> [What you should do]:
Where the data below has the string "React", return the whole line.

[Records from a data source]
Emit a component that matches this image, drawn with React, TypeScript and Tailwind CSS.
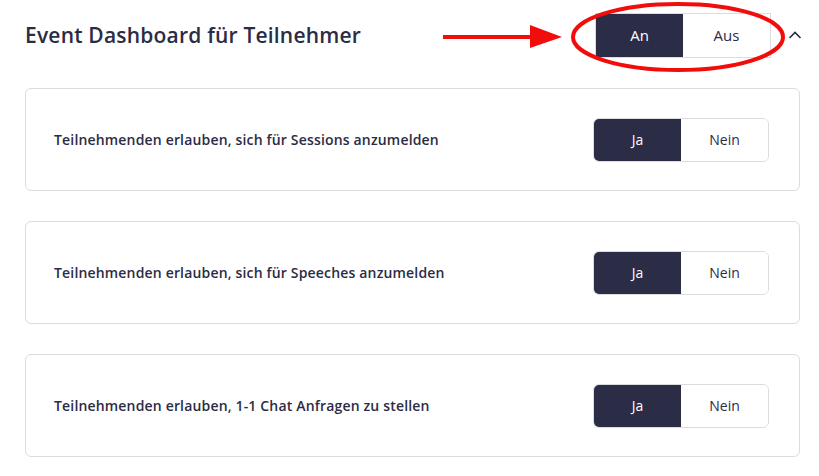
import React from "react";

const options = [
  "Teilnehmenden erlauben, sich für Sessions anzumelden",
  "Teilnehmenden erlauben, sich für Speeches anzumelden",
  "Teilnehmenden erlauben, 1-1 Chat Anfragen zu stellen",
];

function Toggle({ on, off }: { on: string; off: string }) {
  return (
    <div className="flex h-[44px] w-[176px] border border-[#dcdcdc] rounded-[6px] overflow-hidden text-[14px]">
      <button className="flex-1 bg-[#2b2c45] text-white">{on}</button>
      <button className="flex-1 bg-white text-[#2b2c45]">{off}</button>
    </div>
  );
}

export default function App() {
  return (
    <div className="relative min-h-screen bg-white pl-[25px] pr-[19px] pt-[13px] font-['Open_Sans',sans-serif] text-[#2b2c45]">
      {/* header */}
      <div className="flex items-center h-[45px]">
        <h1 className="text-[21px] font-semibold tracking-[0.2px]">Event Dashboard für Teilnehmer</h1>
        <div className="ml-auto flex items-center">
          <div className="flex h-[45px] w-[176px] border border-[#dcdcdc] text-[15px]">
            <button className="flex-1 bg-[#2b2c45] text-white">An</button>
            <button className="flex-1 bg-white text-[#2b2c45]">Aus</button>
          </div>
          <svg width="14" height="10" viewBox="0 0 14 10" className="ml-[17px] mr-[-2px] mb-[2px]">
            <path d="M1.5 8 L7 2.5 L12.5 8" fill="none" stroke="#2b2c45" strokeWidth="1.6" />
          </svg>
        </div>
      </div>

      {/* cards */}
      <div className="mt-[30px] flex flex-col gap-[30px]">
        {options.map((label) => (
          <div
            key={label}
            className="flex items-center justify-between h-[103px] rounded-[6px] border border-[#dcdcdc] pl-[28px] pr-[30px]"
          >
            <span className="text-[14px] font-semibold tracking-[0.17px]">{label}</span>
            <Toggle on="Ja" off="Nein" />
          </div>
        ))}
      </div>

      {/* annotation overlay */}
      <svg className="absolute left-0 top-0 pointer-events-none" width="819" height="90">
        <line x1="443" y1="37" x2="532" y2="37" stroke="#f20d0d" strokeWidth="4" />
        <polygon points="530,25 562,37 530,48" fill="#f20d0d" />
        <ellipse cx="678" cy="37" rx="105" ry="33" fill="none" stroke="#f20d0d" strokeWidth="4" />
      </svg>
    </div>
  );
}
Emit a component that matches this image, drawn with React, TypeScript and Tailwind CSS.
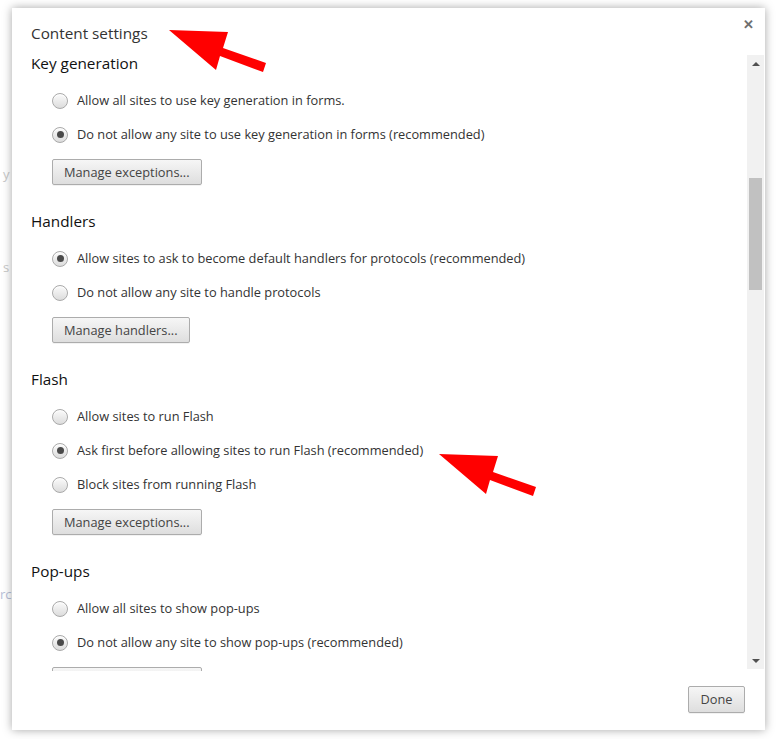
import React from 'react';

const font = { fontFamily: '"Open Sans", "Noto Sans", Arial, sans-serif' };

type Section = {
  title: string;
  options: { label: string; checked?: boolean }[];
  button: string;
};

const sections: Section[] = [
  {
    title: 'Key generation',
    options: [
      { label: 'Allow all sites to use key generation in forms.' },
      { label: 'Do not allow any site to use key generation in forms (recommended)', checked: true },
    ],
    button: 'Manage exceptions...',
  },
  {
    title: 'Handlers',
    options: [
      { label: 'Allow sites to ask to become default handlers for protocols (recommended)', checked: true },
      { label: 'Do not allow any site to handle protocols' },
    ],
    button: 'Manage handlers...',
  },
  {
    title: 'Flash',
    options: [
      { label: 'Allow sites to run Flash' },
      { label: 'Ask first before allowing sites to run Flash (recommended)', checked: true },
      { label: 'Block sites from running Flash' },
    ],
    button: 'Manage exceptions...',
  },
  {
    title: 'Pop-ups',
    options: [
      { label: 'Allow all sites to show pop-ups' },
      { label: 'Do not allow any site to show pop-ups (recommended)', checked: true },
    ],
    button: 'Manage exceptions...',
  },
];

const Radio: React.FC<{ checked?: boolean }> = ({ checked }) => (
  <span className="w-[16px] h-[16px] rounded-full border border-[#a9a9a9] bg-gradient-to-b from-[#fbfbfb] to-[#dcdcdc] shadow-[inset_0_1px_1px_rgba(255,255,255,0.9)] flex items-center justify-center shrink-0">
    {checked && <span className="w-[7px] h-[7px] rounded-full bg-[#4a4a4a]" />}
  </span>
);

const Button: React.FC<{ children: React.ReactNode; className?: string }> = ({ children, className }) => (
  <button
    className={`h-[26px] px-[11px] rounded-[2px] border border-[#acacac] bg-gradient-to-b from-[#f6f6f6] to-[#dedede] text-[12.8px] text-[#444] leading-none shadow-[0_1px_0_rgba(0,0,0,0.05)] ${className ?? ''}`}
    style={font}
  >
    {children}
  </button>
);

const Arrow: React.FC<{ left: number; top: number }> = ({ left, top }) => (
  <svg
    className="absolute pointer-events-none"
    style={{ left, top }}
    width="100"
    height="46"
    viewBox="0 0 100 46"
  >
    <polygon points="0,0 59,2 54,18 97,33 94,42 51,26 47,40" fill="#ff0000" />
  </svg>
);

export default function App() {
  return (
    <div className="relative w-[777px] h-[739px] bg-white overflow-hidden" style={font}>
      {/* page behind the dialog */}
      <div className="flex flex-col pl-[3px] text-[13px] text-[#c8c8c8]">
        <span className="mt-[164px] leading-[20px]">y</span>
        <span className="mt-[73px] leading-[20px]">s</span>
        <span className="mt-[307px] leading-[20px] -ml-[3px] text-[#b8bfd8]">rc</span>
      </div>

      {/* dialog */}
      <div className="absolute left-[12px] top-[8px] w-[753px] h-[722px] bg-white shadow-[0_0_9px_rgba(0,0,0,0.35)] flex flex-col">
        <div className="h-[45px] flex items-start justify-between pl-[19px] pr-[11px] pt-[15px]">
          <span className="text-[15.3px] text-[#333] leading-[20px]">Content settings</span>
          <span className="text-[#6e6e6e] text-[13px] font-bold leading-none -mt-[5px]">✕</span>
        </div>

        <div className="h-[618px] flex">
          <div className="flex-1 overflow-hidden pl-[19px]">
            {sections.map((s, i) => (
              <div key={s.title} className={i === 0 ? '' : 'mt-[26px]'}>
                <div className="h-[20px] leading-[20px] text-[15.3px] text-[#111]">{s.title}</div>
                <div className="mt-[10.5px] pl-[21px]">
                  {s.options.map((o) => (
                    <div key={o.label} className="h-[34px] flex items-center gap-[9px]">
                      <Radio checked={o.checked} />
                      <span className="text-[12.8px] text-[#333]">{o.label}</span>
                    </div>
                  ))}
                  <Button className="mt-[7.5px]">{s.button}</Button>
                </div>
              </div>
            ))}
          </div>

          {/* scrollbar */}
          <div className="w-[17px] mr-[1px] mt-[2px] mb-[2px] bg-[#f1f1f1] flex flex-col items-center">
            <div className="h-[17px] flex items-center justify-center">
              <span className="w-0 h-0 border-l-[4px] border-r-[4px] border-b-[4px] border-l-transparent border-r-transparent border-b-[#505050]" />
            </div>
            <div className="flex-1 w-full">
              <div className="mt-[106px] mx-[2px] h-[112px] bg-[#c1c1c1]" />
            </div>
            <div className="h-[17px] flex items-center justify-center">
              <span className="w-0 h-0 border-l-[4px] border-r-[4px] border-t-[4px] border-l-transparent border-r-transparent border-t-[#505050]" />
            </div>
          </div>
        </div>

        <div className="flex-1 flex justify-end items-start pt-[15px] pr-[20px]">
          <Button className="h-[27px] w-[57px] px-0">Done</Button>
        </div>
      </div>

      <Arrow left={169} top={30} />
      <Arrow left={439} top={454} />
    </div>
  );
}
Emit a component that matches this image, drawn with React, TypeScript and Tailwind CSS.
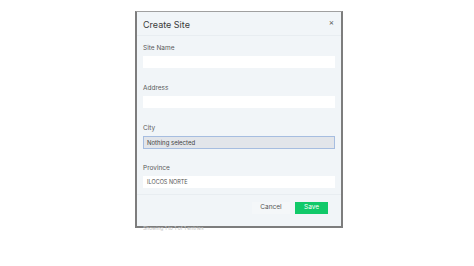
export default function App() {
  const fields = [
    { label: "Site Name", value: "" },
    { label: "Address", value: "" },
  ];

  return (
    <div
      className="w-[474px] h-[266px] bg-white"
      style={{ fontFamily: "Inter, 'Noto Sans', sans-serif" }}
    >
      <div className="pt-[11px] pl-[135px]">
        {/* Modal */}
        <div className="w-[208px] h-[217px] border-2 border-t border-[#7d7d7d] border-t-[#a0a0a0] bg-[#f1f5f8] flex flex-col">
          {/* Header */}
          <div className="shrink-0 h-[24px] flex items-center justify-between pl-[6px] pr-[7px] border-b border-[#e8edf1]">
            <span className="text-[9px] text-[#3a3a3a] leading-none mt-[1px]">Create Site</span>
            <span className="text-[8px] text-[#555] leading-none -mt-[3px]">×</span>
          </div>

          {/* Body */}
          <div className="shrink-0 flex flex-col pt-[6px] pb-[6px] px-[6px]">
            {fields.map((f) => (
              <div key={f.label} className="h-[40px] flex flex-col">
                <div className="h-[12px] pt-[2px] flex items-center text-[6.5px] text-[#5a5a5a]">{f.label}</div>
                <div className="mt-[2px] h-[12px] bg-white" />
              </div>
            ))}

            <div className="h-[40px] flex flex-col">
              <div className="h-[12px] pt-[2px] flex items-center text-[6.5px] text-[#5a5a5a]">City</div>
              <div className="mt-[2px] h-[13px] bg-[#e2e5ea] border border-[#a6bde0] flex items-center pl-[3px] text-[6px] text-[#444]">
                Nothing selected
              </div>
            </div>

            <div className="flex flex-col">
              <div className="h-[12px] pt-[2px] flex items-center text-[6.5px] text-[#5a5a5a]">Province</div>
              <div className="mt-[2px] h-[12px] bg-white flex items-center pl-[4px] text-[5.5px] text-[#555]">
                ILOCOS NORTE
              </div>
            </div>
          </div>

          {/* Footer */}
          <div className="flex-1 border-t border-[#e8edf1] flex items-start justify-end gap-[5px] pr-[13px] pt-[7px]">
            <button className="h-[12px] w-[38px] bg-[#f4f7f9] text-[6.5px] text-[#555] flex items-center justify-center">
              Cancel
            </button>
            <button className="h-[12px] w-[33px] bg-[#11c969] text-[6.5px] text-white flex items-center justify-center">
              Save
            </button>
          </div>
        </div>
        <div className="-mt-[2px] pl-[8px] text-[5px] text-[#c4c4c4] leading-none">
          Showing 1 to 1 of 1 entries
        </div>
      </div>
    </div>
  );
}
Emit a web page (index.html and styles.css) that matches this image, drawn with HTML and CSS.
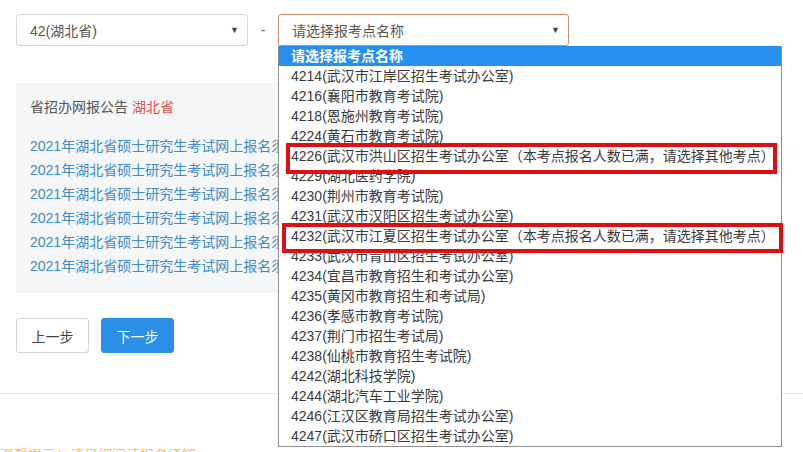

> [Solution for this problem]:
Emit a component that matches this image, drawn with React, TypeScript and Tailwind CSS.
import React from "react";
Emit a component that matches this image, drawn with React, TypeScript and Tailwind CSS.
import React from 'react';
const Radio: React.FC<{ checked?: boolean }> = ({ checked }) => (
const Button: React.FC<{ children: React.ReactNode; className?: string }> = ({ children, className }) => (
const Arrow: React.FC<{ left: number; top: number }> = ({ left, top }) => (
Emit a component that matches this image, drawn with React, TypeScript and Tailwind CSS.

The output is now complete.